* [What to produce]:
Count, in the entries below, the lines in which "Clone" occurs. Give the number, nothing more.

Stored dataset items:
»»

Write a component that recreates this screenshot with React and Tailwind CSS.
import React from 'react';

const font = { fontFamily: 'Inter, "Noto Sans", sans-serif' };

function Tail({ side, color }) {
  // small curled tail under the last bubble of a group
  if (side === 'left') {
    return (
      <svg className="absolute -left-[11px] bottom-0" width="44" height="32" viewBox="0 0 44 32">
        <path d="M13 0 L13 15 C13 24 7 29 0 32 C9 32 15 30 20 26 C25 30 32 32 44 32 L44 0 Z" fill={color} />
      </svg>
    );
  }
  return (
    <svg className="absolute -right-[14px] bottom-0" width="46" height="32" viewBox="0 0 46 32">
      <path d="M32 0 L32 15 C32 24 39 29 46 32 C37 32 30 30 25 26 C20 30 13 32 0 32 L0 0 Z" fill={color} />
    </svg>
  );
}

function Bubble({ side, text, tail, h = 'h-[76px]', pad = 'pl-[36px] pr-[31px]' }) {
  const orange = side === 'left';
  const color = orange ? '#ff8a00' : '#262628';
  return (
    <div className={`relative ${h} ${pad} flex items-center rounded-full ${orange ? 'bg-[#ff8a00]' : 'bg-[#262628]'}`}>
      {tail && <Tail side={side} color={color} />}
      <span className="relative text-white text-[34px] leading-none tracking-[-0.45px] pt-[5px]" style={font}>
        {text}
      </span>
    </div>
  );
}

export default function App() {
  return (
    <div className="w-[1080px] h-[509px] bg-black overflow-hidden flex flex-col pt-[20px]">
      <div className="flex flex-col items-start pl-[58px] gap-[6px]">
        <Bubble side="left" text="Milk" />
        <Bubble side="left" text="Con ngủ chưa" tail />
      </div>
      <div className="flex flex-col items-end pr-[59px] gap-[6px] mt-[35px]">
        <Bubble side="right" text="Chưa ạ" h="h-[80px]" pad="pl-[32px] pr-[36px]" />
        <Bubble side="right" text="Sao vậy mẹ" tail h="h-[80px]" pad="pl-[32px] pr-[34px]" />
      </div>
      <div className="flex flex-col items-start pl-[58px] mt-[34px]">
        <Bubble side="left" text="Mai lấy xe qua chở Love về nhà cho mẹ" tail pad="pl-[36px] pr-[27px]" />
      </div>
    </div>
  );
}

««
»»

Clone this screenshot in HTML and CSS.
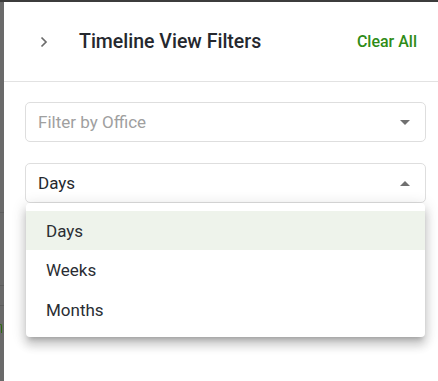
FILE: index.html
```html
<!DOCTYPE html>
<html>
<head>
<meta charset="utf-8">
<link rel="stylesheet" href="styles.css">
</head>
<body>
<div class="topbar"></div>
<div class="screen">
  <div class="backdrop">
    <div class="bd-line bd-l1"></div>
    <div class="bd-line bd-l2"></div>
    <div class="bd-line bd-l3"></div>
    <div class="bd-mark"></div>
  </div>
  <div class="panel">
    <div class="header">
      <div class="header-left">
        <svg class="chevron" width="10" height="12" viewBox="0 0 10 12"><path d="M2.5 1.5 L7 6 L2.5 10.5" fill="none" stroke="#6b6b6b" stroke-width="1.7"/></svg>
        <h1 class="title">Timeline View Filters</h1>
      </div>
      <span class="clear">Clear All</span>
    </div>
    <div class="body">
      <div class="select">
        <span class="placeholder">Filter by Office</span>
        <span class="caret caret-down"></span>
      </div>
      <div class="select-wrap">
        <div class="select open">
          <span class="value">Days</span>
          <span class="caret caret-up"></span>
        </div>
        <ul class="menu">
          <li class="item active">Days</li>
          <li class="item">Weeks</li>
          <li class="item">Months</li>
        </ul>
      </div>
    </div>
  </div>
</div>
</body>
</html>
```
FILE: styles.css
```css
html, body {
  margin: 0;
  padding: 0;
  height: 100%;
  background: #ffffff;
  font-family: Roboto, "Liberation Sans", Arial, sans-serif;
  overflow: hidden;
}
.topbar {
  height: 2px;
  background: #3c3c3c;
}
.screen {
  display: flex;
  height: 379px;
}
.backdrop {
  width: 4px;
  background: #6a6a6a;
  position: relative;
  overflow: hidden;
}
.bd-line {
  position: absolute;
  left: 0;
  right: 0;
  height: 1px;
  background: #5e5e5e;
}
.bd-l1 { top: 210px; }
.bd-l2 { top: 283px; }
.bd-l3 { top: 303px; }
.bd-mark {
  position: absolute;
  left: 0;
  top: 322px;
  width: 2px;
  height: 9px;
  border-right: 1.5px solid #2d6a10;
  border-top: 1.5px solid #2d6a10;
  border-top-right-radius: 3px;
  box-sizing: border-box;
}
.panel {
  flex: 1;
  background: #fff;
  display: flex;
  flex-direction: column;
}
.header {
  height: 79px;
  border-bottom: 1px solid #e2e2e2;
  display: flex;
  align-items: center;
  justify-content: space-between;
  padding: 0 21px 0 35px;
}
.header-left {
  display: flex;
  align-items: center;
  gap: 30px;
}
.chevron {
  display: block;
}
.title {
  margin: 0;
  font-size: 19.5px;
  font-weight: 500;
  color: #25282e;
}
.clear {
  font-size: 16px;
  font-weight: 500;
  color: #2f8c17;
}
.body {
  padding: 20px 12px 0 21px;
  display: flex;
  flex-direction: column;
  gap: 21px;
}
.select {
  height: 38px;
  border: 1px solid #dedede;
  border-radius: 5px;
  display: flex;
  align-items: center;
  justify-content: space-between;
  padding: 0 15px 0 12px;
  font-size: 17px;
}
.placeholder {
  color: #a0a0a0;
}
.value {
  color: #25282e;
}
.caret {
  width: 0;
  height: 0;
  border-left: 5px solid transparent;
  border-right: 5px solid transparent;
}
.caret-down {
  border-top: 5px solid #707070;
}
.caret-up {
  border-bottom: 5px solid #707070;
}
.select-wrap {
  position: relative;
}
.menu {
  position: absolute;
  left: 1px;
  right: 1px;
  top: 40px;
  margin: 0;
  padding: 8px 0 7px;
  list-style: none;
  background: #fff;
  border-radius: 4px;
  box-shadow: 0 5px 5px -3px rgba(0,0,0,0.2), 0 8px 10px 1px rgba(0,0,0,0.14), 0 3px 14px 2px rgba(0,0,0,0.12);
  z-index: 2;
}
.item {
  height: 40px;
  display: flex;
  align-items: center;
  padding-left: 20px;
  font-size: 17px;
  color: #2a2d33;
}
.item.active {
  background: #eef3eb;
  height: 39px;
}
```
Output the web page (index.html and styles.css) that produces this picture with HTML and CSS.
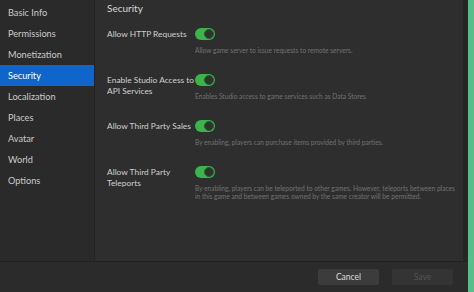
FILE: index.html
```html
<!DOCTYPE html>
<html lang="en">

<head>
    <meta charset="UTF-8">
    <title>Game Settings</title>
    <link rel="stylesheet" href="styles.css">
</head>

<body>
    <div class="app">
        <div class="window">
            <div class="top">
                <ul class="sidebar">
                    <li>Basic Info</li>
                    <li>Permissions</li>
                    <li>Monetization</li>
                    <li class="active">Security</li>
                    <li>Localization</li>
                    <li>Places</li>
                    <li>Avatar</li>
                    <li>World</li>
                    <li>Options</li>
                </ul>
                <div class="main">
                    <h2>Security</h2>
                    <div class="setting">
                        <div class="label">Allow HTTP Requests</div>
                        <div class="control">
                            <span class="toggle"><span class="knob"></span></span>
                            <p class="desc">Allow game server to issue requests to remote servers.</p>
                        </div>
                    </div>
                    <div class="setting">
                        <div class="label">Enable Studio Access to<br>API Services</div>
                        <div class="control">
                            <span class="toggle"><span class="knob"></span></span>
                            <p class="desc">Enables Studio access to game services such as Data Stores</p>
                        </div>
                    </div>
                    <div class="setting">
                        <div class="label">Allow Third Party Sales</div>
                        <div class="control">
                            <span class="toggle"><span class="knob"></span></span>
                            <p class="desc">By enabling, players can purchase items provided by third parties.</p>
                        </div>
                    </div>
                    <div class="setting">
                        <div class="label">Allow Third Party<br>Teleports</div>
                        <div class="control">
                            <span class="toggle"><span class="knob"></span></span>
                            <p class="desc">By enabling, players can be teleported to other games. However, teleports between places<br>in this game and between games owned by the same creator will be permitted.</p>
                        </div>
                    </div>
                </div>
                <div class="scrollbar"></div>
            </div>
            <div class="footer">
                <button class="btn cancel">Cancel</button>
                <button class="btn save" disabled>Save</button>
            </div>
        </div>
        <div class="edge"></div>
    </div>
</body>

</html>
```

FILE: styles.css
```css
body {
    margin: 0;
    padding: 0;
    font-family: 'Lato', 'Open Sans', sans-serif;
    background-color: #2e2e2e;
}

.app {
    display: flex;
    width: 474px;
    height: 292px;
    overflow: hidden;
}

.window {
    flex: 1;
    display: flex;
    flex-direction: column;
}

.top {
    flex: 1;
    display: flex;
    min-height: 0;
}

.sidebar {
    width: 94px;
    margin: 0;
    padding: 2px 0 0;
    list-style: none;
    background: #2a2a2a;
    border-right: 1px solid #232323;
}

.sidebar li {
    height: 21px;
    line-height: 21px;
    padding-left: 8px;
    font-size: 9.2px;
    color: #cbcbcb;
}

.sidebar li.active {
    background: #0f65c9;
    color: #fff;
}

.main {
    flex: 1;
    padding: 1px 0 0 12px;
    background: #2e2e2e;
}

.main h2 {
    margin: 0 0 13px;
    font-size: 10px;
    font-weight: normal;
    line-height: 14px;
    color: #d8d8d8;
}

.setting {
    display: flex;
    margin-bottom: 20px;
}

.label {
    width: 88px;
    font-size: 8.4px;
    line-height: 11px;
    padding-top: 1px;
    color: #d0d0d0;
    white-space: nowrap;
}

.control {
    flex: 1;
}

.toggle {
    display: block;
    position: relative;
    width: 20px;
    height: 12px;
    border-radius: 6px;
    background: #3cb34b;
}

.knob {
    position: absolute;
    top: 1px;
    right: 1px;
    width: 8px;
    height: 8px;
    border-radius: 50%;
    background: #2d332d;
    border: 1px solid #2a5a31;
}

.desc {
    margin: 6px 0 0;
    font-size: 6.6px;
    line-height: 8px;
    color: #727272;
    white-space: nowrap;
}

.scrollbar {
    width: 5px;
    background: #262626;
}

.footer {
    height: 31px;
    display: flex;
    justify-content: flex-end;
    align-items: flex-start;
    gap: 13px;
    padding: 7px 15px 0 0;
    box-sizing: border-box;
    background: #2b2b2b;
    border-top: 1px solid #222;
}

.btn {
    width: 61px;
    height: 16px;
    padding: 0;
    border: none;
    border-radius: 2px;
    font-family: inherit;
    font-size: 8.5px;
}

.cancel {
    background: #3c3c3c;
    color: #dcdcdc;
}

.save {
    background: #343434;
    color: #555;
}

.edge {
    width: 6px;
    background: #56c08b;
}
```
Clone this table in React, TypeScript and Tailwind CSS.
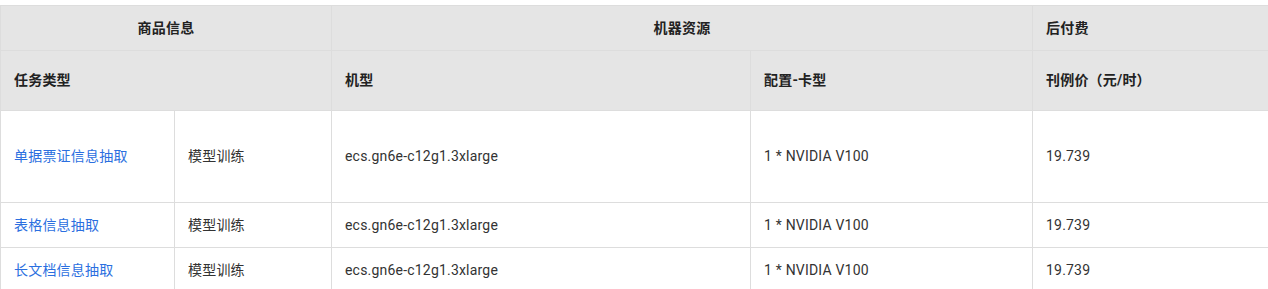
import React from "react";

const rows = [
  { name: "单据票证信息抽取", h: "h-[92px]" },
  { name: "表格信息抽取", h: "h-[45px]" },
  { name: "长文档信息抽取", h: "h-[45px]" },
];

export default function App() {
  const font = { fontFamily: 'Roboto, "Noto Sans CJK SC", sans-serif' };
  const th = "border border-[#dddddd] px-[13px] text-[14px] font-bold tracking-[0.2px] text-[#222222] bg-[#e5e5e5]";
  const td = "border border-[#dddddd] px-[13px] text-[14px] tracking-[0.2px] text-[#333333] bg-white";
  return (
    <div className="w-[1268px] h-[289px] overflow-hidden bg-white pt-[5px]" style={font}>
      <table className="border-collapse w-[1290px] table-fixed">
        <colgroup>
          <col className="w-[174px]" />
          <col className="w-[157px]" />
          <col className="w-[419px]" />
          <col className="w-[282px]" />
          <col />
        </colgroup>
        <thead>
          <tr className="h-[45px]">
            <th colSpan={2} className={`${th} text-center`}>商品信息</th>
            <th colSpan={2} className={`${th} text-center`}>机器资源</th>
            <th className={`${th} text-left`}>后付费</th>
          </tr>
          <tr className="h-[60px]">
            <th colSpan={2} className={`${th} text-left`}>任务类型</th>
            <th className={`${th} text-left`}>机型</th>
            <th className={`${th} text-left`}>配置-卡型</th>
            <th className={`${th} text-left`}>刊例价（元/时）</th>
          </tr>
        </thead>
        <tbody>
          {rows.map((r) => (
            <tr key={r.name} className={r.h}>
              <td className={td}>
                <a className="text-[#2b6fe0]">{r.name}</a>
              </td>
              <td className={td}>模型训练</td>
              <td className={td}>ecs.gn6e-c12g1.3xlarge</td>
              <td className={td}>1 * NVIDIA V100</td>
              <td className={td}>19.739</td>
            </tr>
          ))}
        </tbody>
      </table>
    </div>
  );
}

««

* [The solution]:
2